Western Bulldogs: Griffen, Boyd, Murphy, Macrae, Hunter, Stringer
Richmond: Martin, Conca, Houli, Jackson, Grigg, Riewoldt, Deledio

Umpires: Margetts, Stewart, Kamolins

Crowd: 29,788 at Etihad Stadium

Our Votes: 3 Martin (R) 2 Conca (R) 1 Hunter (WB)

About Andrew Fithall

Probably the most rational, level-headed Collingwood supporter in existence. Not a lot of competition mind you.


  1. Good stuff, Andrew.
    When I congratulated Lach on his selection, I told him that I would try to find a bar in Malta which was broadcasting the game.
    Alas, I could not find that bar, but I had a good time searching for it.

  2. Andrew Fithall says

    Good on for trying . I imagine you had family at the game Smokie going along to watch their mate. Just as Lach had been at the CY’s under 19 game in the morning watching his mates.
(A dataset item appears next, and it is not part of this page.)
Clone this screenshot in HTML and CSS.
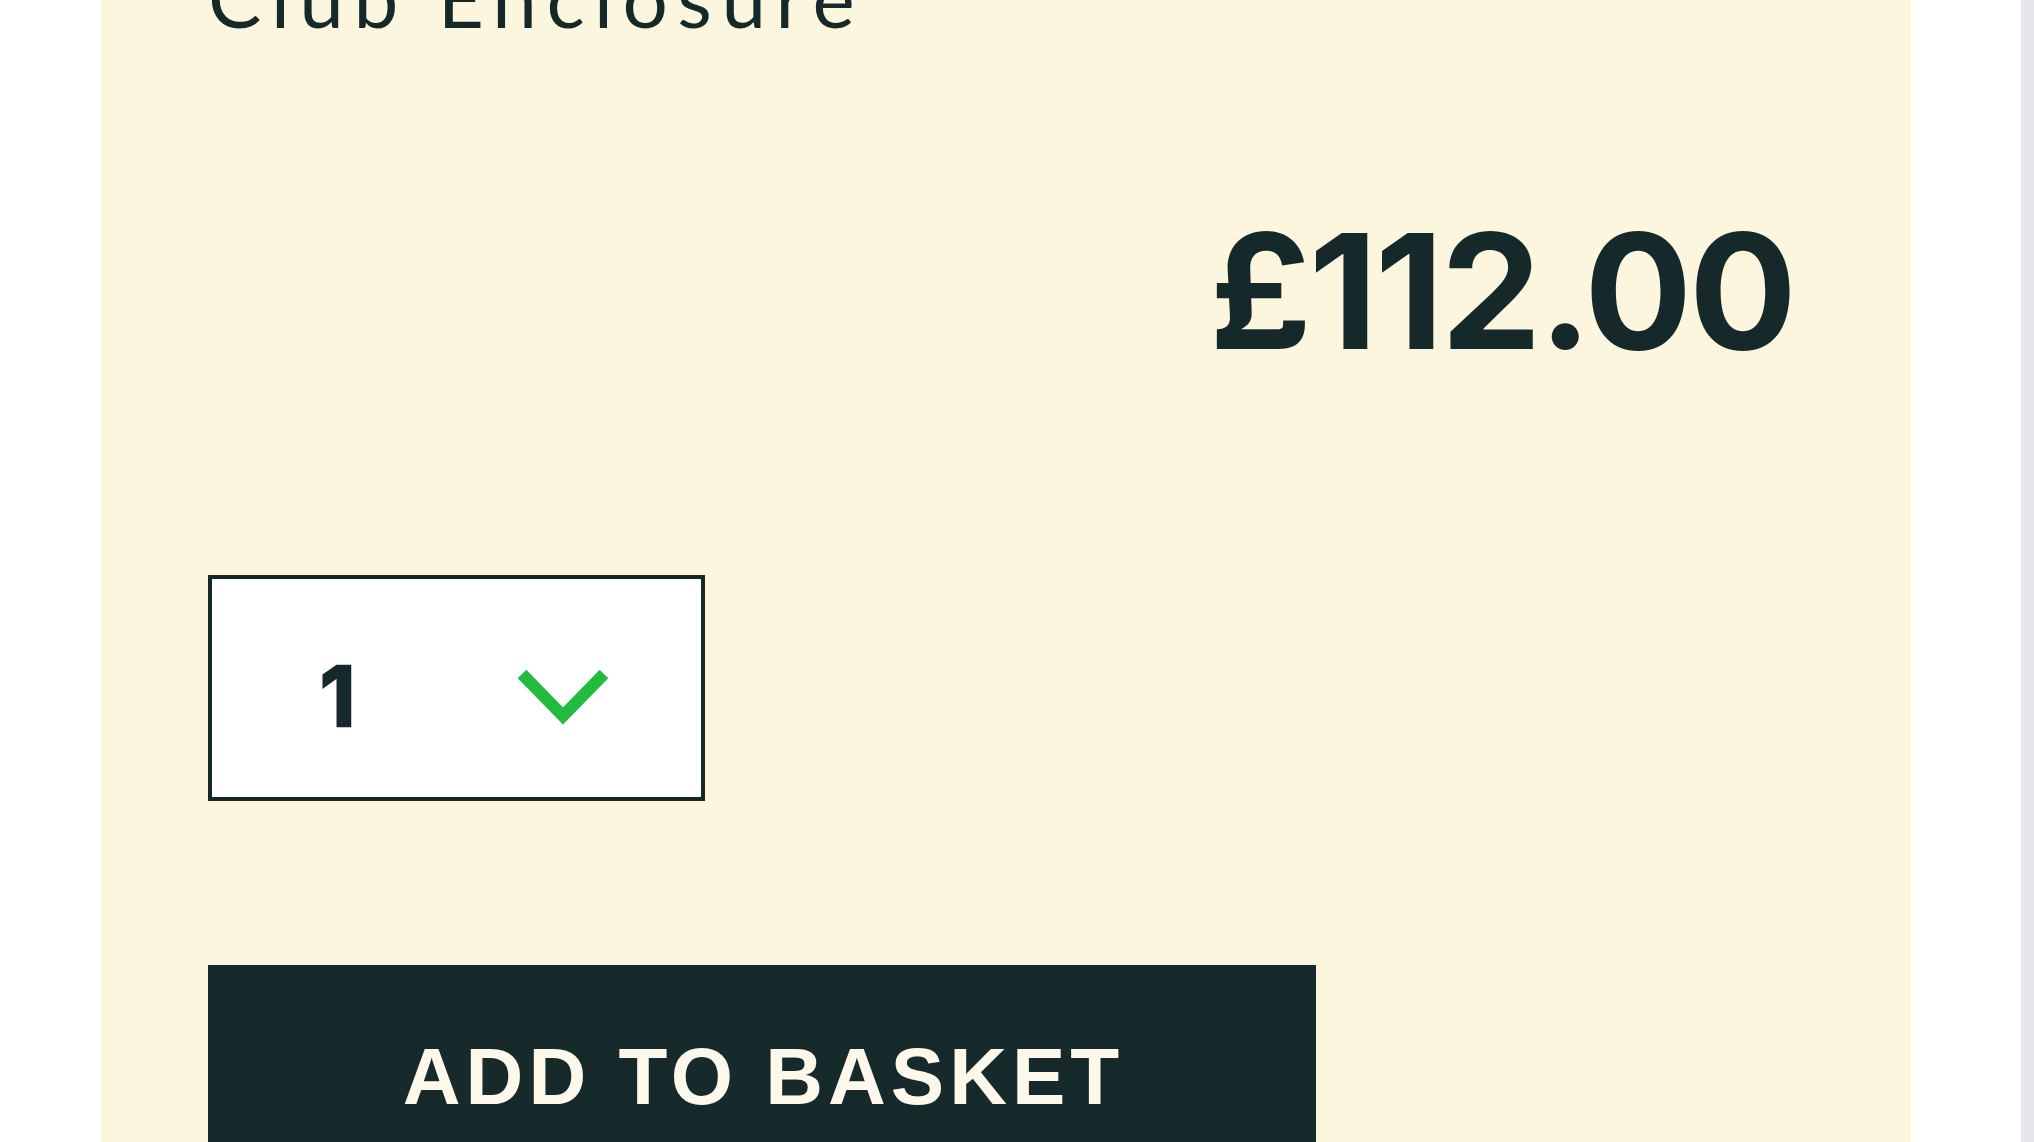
FILE: index.html
```html
<!DOCTYPE html>
<html lang="en">
<head>
<meta charset="utf-8">
<title>Club Enclosure</title>
<link rel="stylesheet" href="styles.css">
</head>
<body>
<div class="page">
  <div class="gutter"></div>
  <main class="panel">
    <h1 class="title">Club Enclosure</h1>
    <div class="price-row">
      <span class="price">£112.00</span>
    </div>
    <div class="qty">
      <span class="qty-value">1</span>
      <svg class="chev" width="92" height="56" viewBox="0 0 92 56" aria-hidden="true">
        <polyline points="5,5 46,47 87,5" fill="none" stroke="#22bb40" stroke-width="12"/>
      </svg>
    </div>
    <button class="add" type="button">ADD TO BASKET</button>
  </main>
  <div class="side"></div>
  <div class="scroll"></div>
</div>
</body>
</html>
```

FILE: styles.css
```css
html, body {
  margin: 0;
  padding: 0;
  background: #ffffff;
  overflow: hidden;
}
.page {
  display: flex;
  height: 1142px;
  width: 2034px;
}
.gutter {
  width: 101px;
  flex: none;
}
.panel {
  width: 1810px;
  flex: none;
  background: #fdf6df;
  box-sizing: border-box;
  padding: 0 117px 0 107px;
  display: flex;
  flex-direction: column;
  align-items: flex-start;
  color: #16292a;
  overflow: hidden;
}
.panel > * {
  flex: none;
}
.side {
  flex: 1;
}
.scroll {
  width: 13px;
  flex: none;
  background: #e6e7ec;
}
.title {
  margin: -43px 0 0 0;
  font-family: Lato, "Noto Sans", sans-serif;
  font-weight: 400;
  font-size: 80px;
  line-height: 80px;
  letter-spacing: 9.5px;
  color: #16292a;
}
.price-row {
  align-self: stretch;
  display: flex;
  justify-content: flex-end;
  margin-top: 174px;
}
.price {
  font-family: Inter, "Noto Sans", sans-serif;
  font-weight: 700;
  font-size: 160px;
  line-height: 160px;
  letter-spacing: -3px;
  color: #16292a;
}
.qty {
  margin-top: 204px;
  width: 497px;
  height: 226px;
  box-sizing: border-box;
  border: 4px solid #16292a;
  background: #ffffff;
  display: flex;
  align-items: center;
  padding: 18px 0 0 108px;
}
.qty-value {
  width: 197px;
  font-family: Inter, "Liberation Sans", sans-serif;
  font-weight: 700;
  font-size: 82px;
  line-height: 1;
  color: #16292a;
  -webkit-text-stroke: 2.5px #16292a;
}
.chev {
  display: block;
}
.add {
  margin-top: 164px;
  width: 1108px;
  height: 250px;
  border: 0;
  background: #172a2b;
  color: #fdf8ea;
  font-family: "Liberation Sans", Arial, sans-serif;
  font-weight: 700;
  font-size: 80px;
  line-height: 80px;
  letter-spacing: 5px;
  padding: 72px 0 0 3px;
  display: flex;
  align-items: flex-start;
  justify-content: center;
  cursor: pointer;
}
```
  3. Cracking story Andrew. Obviously a great moment for the family, but gee, the bar is pretty high for that mob!

  4. Luke Reynolds says

    Great stuff Andrew. The WWLC sounds as good a club as any. Was pleased to see L.Hunter make a solid contribution in his first game. Love the Father-Son rule.
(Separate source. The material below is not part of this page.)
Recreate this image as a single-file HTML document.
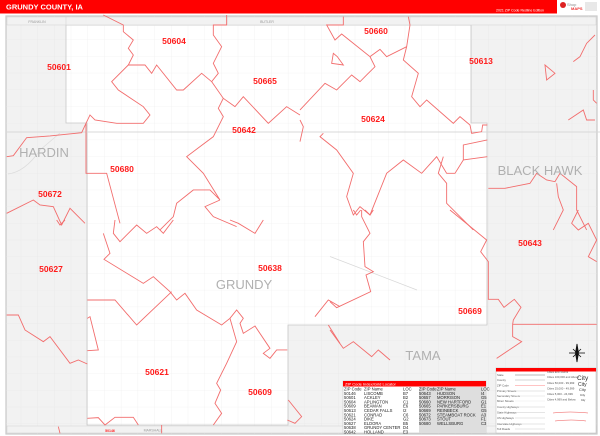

  5. Prue O'Shannessy says

    Good story Andrew!!! I was just as interested in the lacrosse goings on as the footy! It’s great how Melbourne suburbs become a bit like a country town especially in relation to sport… I would say my boys experience at Ashy was just as good becasue of all the people we met and who were involved! xx

  6. Andrew Fithall says

    Thanks for the comments. Prue – careful with the public kisses. People might talk.

    A couple of corrections: Nathan Hrovat’s father’s name is Chris. And Sue Clerk is spelled just like that. Sue is a loyal Melbourne supporter. Last night at lacrosse training I witnessed her instructing Lachie (he had come to the club because with the rest of his family present, it was the only place he was going to get a feed) that he was not to get a kick this week. Or it could have been that he was allowed to go okay but Melbourne was going to win. Or something.